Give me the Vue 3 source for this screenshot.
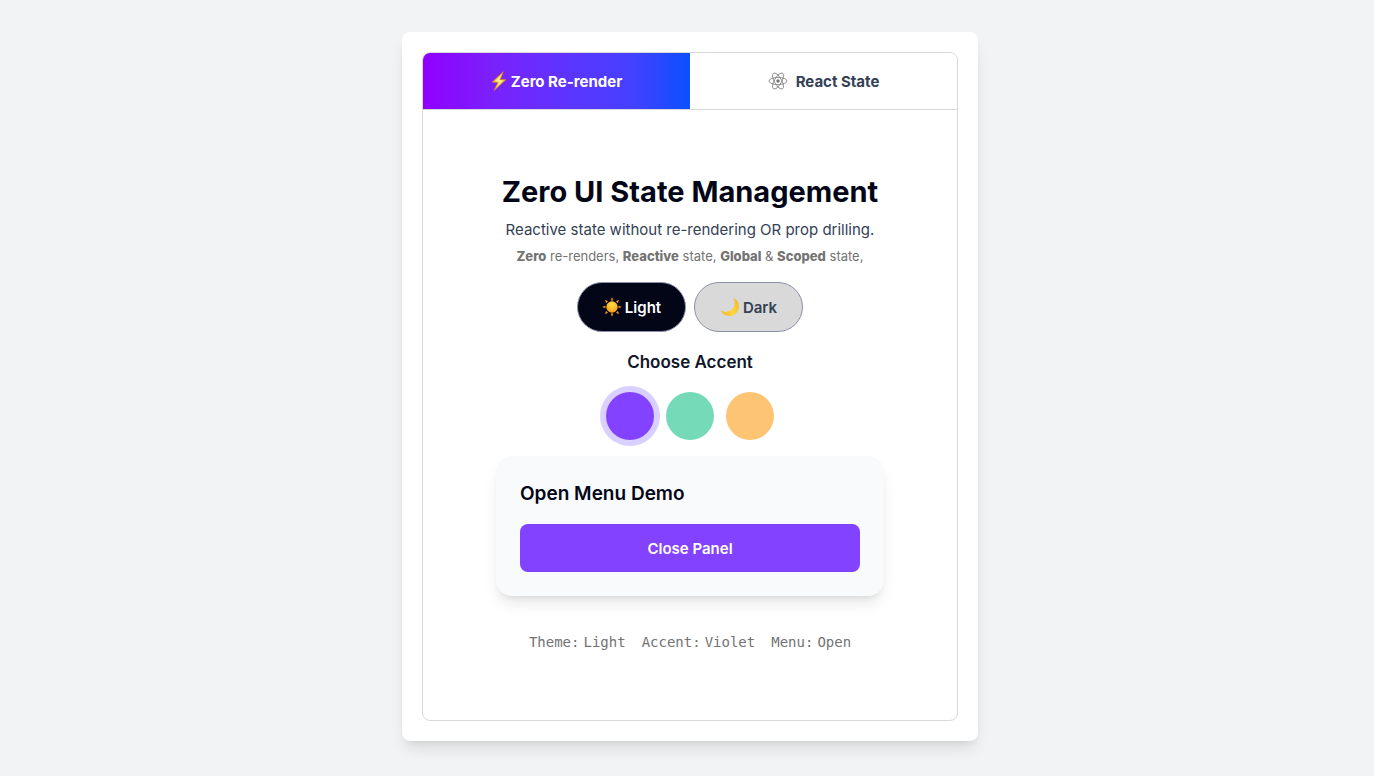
<script setup>
import { ref, computed } from "vue";

const tabs = [
  { id: "zero", name: "Zero Re-render" },
  { id: "react", name: "React State" },
];
const accents = [
  { name: "Violet", className: "violet" },
  { name: "Emerald", className: "emerald" },
  { name: "Amber", className: "amber" },
];

const activeTab = ref("zero");
const theme = ref("Light");
const accent = ref("Violet");
const menuOpen = ref(true);

const accentClass = computed(
  () => accents.find((item) => item.name == accent.value).className
);
</script>

<template>
  <main class="page">
    <div class="card">
      <div class="demo">
        <nav class="tabs">
          <button
            v-for="tab in tabs"
            :key="tab.id"
            type="button"
            class="tab"
            :class="[tab.id, { active: tab.id == activeTab }]"
            @click="activeTab = tab.id"
          >
            <svg
              v-if="tab.id == 'zero'"
              class="bolt"
              viewBox="0 0 16 20"
              aria-hidden="true"
            >
              <defs>
                <linearGradient id="bolt-fill" x1="0" y1="0" x2="1" y2="1">
                  <stop offset="0" stop-color="#f79a17" />
                  <stop offset="0.5" stop-color="#ffe45a" />
                  <stop offset="1" stop-color="#f08c12" />
                </linearGradient>
              </defs>
              <path
                d="M12.2 .8 1.4 11 7 11.4 3.2 19.2 14.8 8.8 9.2 8.4Z"
                fill="url(#bolt-fill)"
                stroke="#d9822b"
                stroke-width="0.9"
                stroke-linejoin="round"
              />
              <path d="M9.8 4.8 4.6 10l4.2.4L6.8 14.4 11.8 9.7 7.6 9.2Z" fill="#fff3a0" />
            </svg>
            <svg v-else class="atom" viewBox="0 0 20 20" aria-hidden="true">
              <g fill="none" stroke="#7c7c7c" stroke-width="0.8">
                <ellipse cx="10" cy="10" rx="9" ry="3.6" />
                <ellipse
                  cx="10"
                  cy="10"
                  rx="9"
                  ry="3.6"
                  transform="rotate(60 10 10)"
                />
                <ellipse
                  cx="10"
                  cy="10"
                  rx="9"
                  ry="3.6"
                  transform="rotate(120 10 10)"
                />
              </g>
              <circle cx="10" cy="10" r="1.7" fill="#707070" />
            </svg>
            <span>{{ tab.name }}</span>
          </button>
        </nav>

        <section class="content">
          <h1 class="title">Zero UI State Management</h1>
          <p class="subtitle">
            Reactive state without re-rendering OR prop drilling.
          </p>
          <p class="note">
            <strong>Zero</strong> re-renders, <strong>Reactive</strong> state,
            <strong>Global</strong> &amp; <strong>Scoped</strong> state,
          </p>

          <div class="themes">
            <button
              type="button"
              class="theme"
              :class="{ active: theme == 'Light' }"
              @click="theme = 'Light'"
            >
              <svg class="sun" viewBox="0 0 20 20" aria-hidden="true">
                <defs>
                  <radialGradient id="sun-fill" cx="0.5" cy="0.3" r="0.7">
                    <stop offset="0" stop-color="#ffe04a" />
                    <stop offset="1" stop-color="#f89a12" />
                  </radialGradient>
                </defs>
                <path
                  d="M9 3.2 10 .8l1 2.4ZM9 16.8l1 2.4 1-2.4ZM3.2 9 .8 10l2.4 1ZM16.8 9l2.4 1-2.4 1ZM4.3 5.7 3.3 3.3l2.4 1ZM14.3 4.3l2.4-1-1 2.4ZM4.3 14.3l-1 2.4 2.4-1ZM15.7 14.3l1 2.4-2.4-1Z"
                  fill="#f5a11a"
                  stroke="#e88b15"
                  stroke-width="0.5"
                />
                <circle cx="10" cy="10" r="5.7" fill="url(#sun-fill)" />
              </svg>
              <span>Light</span>
            </button>
            <button
              type="button"
              class="theme"
              :class="{ active: theme == 'Dark' }"
              @click="theme = 'Dark'"
            >
              <svg class="moon" viewBox="0 0 20 20" aria-hidden="true">
                <defs>
                  <linearGradient id="moon-fill" x1="1" y1="0" x2="0" y2="1">
                    <stop offset="0" stop-color="#f2b51d" />
                    <stop offset="0.6" stop-color="#fcd640" />
                    <stop offset="1" stop-color="#eeb026" />
                  </linearGradient>
                </defs>
                <path
                  d="M13 .8C17.2 2.4 19.7 6.5 18.8 11 17.9 16 13.5 19.3 8.8 19 5.2 18.8 2.1 16.8.7 13.4 4.4 15.5 9.3 15.3 12.3 12 15.4 8.7 15.6 4.1 13 .8Z"
                  fill="url(#moon-fill)"
                />
              </svg>
              <span>Dark</span>
            </button>
          </div>

          <h2 class="accent-title">Choose Accent</h2>
          <div class="accents">
            <button
              v-for="item in accents"
              :key="item.name"
              type="button"
              class="accent"
              :class="[item.className, { active: item.name == accent }]"
              :aria-label="item.name"
              @click="accent = item.name"
            ></button>
          </div>

          <div class="panel">
            <h2 class="panel-title">Open Menu Demo</h2>
            <button
              type="button"
              class="panel-button"
              :class="accentClass"
              @click="menuOpen = !menuOpen"
            >
              {{ menuOpen ? "Close Panel" : "Open Panel" }}
            </button>
          </div>

          <div class="status">
            <span class="status-item"
              ><span>Theme:</span><span>{{ theme }}</span></span
            >
            <span class="status-item"
              ><span>Accent:</span><span>{{ accent }}</span></span
            >
            <span class="status-item"
              ><span>Menu:</span><span>{{ menuOpen ? "Open" : "Closed" }}</span></span
            >
          </div>
        </section>
      </div>
    </div>
  </main>
</template>

<style>
body {
  margin: 0;
  background-color: #f1f3f5;
}
</style>

<style scoped>
* {
  box-sizing: border-box;
}

h1,
h2,
p {
  margin: 0;
}

button {
  padding: 0;
  border: 0;
  font-family: inherit;
  cursor: pointer;
}

.page {
  display: flex;
  justify-content: center;
  min-height: 100vh;
  padding: 32px 32px 35px 38px;
  background-color: #f1f3f5;
  color: #020617;
  font-family: Inter, "Liberation Sans", sans-serif;
  font-size: 15px;
  line-height: 24px;
}

.card {
  display: flex;
  width: 100%;
  max-width: 576px;
  padding: 20px;
  border-radius: 8px;
  background-color: #fff;
  box-shadow: 0 10px 15px -3px rgba(0, 0, 0, 0.1),
    0 4px 6px -4px rgba(0, 0, 0, 0.1);
}

.demo {
  flex: 1;
  overflow: hidden;
  border: 1px solid #d9d9d9;
  border-radius: 8px;
}

.tabs {
  display: flex;
  border-bottom: 1px solid #d9d9d9;
}

.tab {
  display: flex;
  flex: 1;
  align-items: center;
  justify-content: center;
  gap: 8px;
  height: 56px;
  background-color: #fff;
  color: #334155;
  font-size: 15px;
  font-weight: 700;
}
.tab.zero {
  gap: 4px;
}
.tab.active {
  background: linear-gradient(
    to right,
    #9000ff,
    #7a22fb 27%,
    #5f33fd 52%,
    #4540ff 78%,
    #0b50ff
  );
  color: #fff;
}

.bolt {
  width: 16px;
  height: 20px;
}
.atom,
.sun,
.moon {
  width: 20px;
  height: 20px;
}

.content {
  display: flex;
  flex-direction: column;
  align-items: center;
  padding: 64px 24px;
  text-align: center;
}

.title {
  font-size: 29px;
  font-weight: 700;
  line-height: 36px;
}

.subtitle {
  margin-top: 8px;
  color: #334155;
}

.note {
  margin-top: 4px;
  color: #737373;
  font-size: 13px;
  line-height: 20px;
}
.note strong {
  font-weight: 800;
}

.themes {
  display: flex;
  gap: 8px;
  margin-top: 16px;
}

.theme {
  display: flex;
  align-items: center;
  justify-content: center;
  gap: 3px;
  width: 109px;
  height: 50px;
  border: 1px solid #8b92a8;
  border-radius: 25px;
  background-color: #d9d9d9;
  color: #334155;
  font-size: 15px;
  font-weight: 600;
}
.theme.active {
  background-color: #020617;
  color: #fff;
}

.accent-title {
  margin-top: 16px;
  color: #0f172a;
  font-size: 17px;
  font-weight: 600;
  line-height: 28px;
}

.accents {
  display: flex;
  gap: 12px;
  margin-top: 16px;
}

.accent {
  width: 48px;
  height: 48px;
  border-radius: 50%;
}
.accent.active {
  box-shadow: 0 0 0 6px #d9d0ff;
}

.violet {
  background-color: #8342ff;
}
.emerald {
  background-color: #74dab8;
}
.amber {
  background-color: #fdc573;
}

.panel {
  width: 100%;
  max-width: 388px;
  margin-top: 16px;
  padding: 24px;
  border-radius: 16px;
  background-color: #f8fafc;
  box-shadow: 0 10px 15px -3px rgba(0, 0, 0, 0.1),
    0 4px 6px -4px rgba(0, 0, 0, 0.1);
}

.panel-title {
  font-size: 19px;
  font-weight: 600;
  line-height: 28px;
  text-align: left;
}

.panel-button {
  width: 100%;
  height: 48px;
  margin-top: 16px;
  border-radius: 8px;
  color: #fff;
  font-size: 15px;
  font-weight: 600;
}

.status {
  display: flex;
  gap: 16px;
  margin-top: 36px;
  color: #737373;
  font-family: "DejaVu Sans Mono", monospace;
  font-size: 14px;
  line-height: 20px;
}

.status-item {
  display: flex;
  gap: 4px;
}
</style>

◆ Requirements ◆
Repeat, word for word and with no pictures, only the lines running from the beginning of the data to the line that contains "const menuOpen = ref(true);".

◆ Answer to the exercise ◆
Give me the Vue 3 source for this screenshot.
<script setup>
import { ref, computed } from "vue";

const tabs = [
  { id: "zero", name: "Zero Re-render" },
  { id: "react", name: "React State" },
];
const accents = [
  { name: "Violet", className: "violet" },
  { name: "Emerald", className: "emerald" },
  { name: "Amber", className: "amber" },
];

const activeTab = ref("zero");
const theme = ref("Light");
const accent = ref("Violet");
const menuOpen = ref(true);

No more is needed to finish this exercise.